Because of this, the Braves retreated to Prophetstown. They were not happy with Tenskwatawa. Having been promised that the spells and incantations would protect them, they no longer believed in Tenskwatawa. They no longer wanted to follow him, leaving the Confederacy center.
With fewer Native Americans guarding Prophetstown, the Confederacy center became even more vulnerable to the white settlers.
So, on November 8, 1811, Harrison could torch the village without much resistance. He then went back to Vincennes.
Three months after the Battle of Tippecanoe, Tecumseh returned to find Prophetstown in ruins. It ended his hopes of having a Native American Confederacy keeping and maintaining their ancestral lands.
Who won the Battle of Tippecanoe?
The white settlers, under Governor Harrison, won the Battle of Tippecanoe. While the US government certainly had the numbers and the weapons, Tenskwatawa’s impatience had also contributed to the quick defeat.
There was no guarantee that a stronger Confederacy of Native Americans would have helped the cause. However, Tenkswatawa should still have waited for Tecumseh. They probably would have better chances.
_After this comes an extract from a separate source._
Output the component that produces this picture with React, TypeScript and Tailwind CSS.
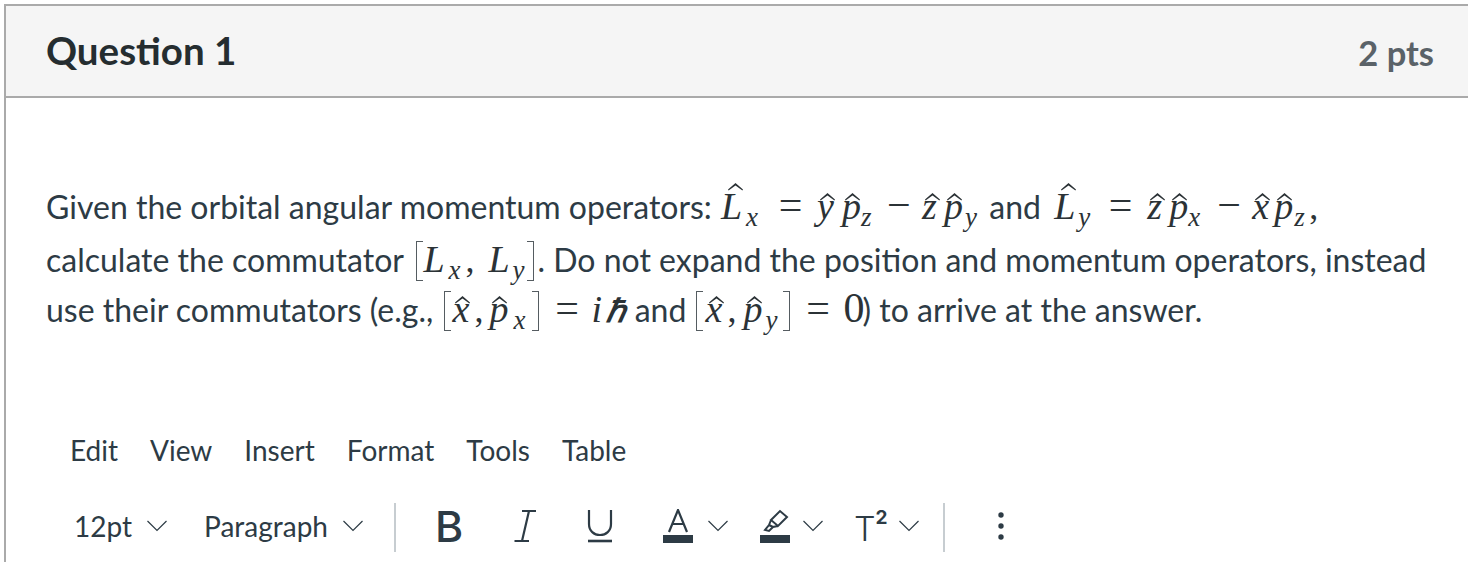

He also destroyed any possible chances for a conference between the two leaders by breaking the trust of the settlers. Of course, Harrison’s men were also skeptical about making such deals, anyway, and more likely to attack eventually. Still, it should be remembered that the Braves were the first to attack.
What happened after the Battle of Tippecanoe?
The Battle of Tippecanoe happened in Central Indiana. However, many other tribes were dealing with the same issues as they tried to hold on to their ancestral lands.
The significant blow did not fully retire Tecumseh. He managed to hold his remaining forces together to ally with Great Britain during the 1812 War. Tecumseh and his Braves might have been defeated in the Battle of Tippecanoe. However, they still played a vital role in making the British military win in the Great Lakes region.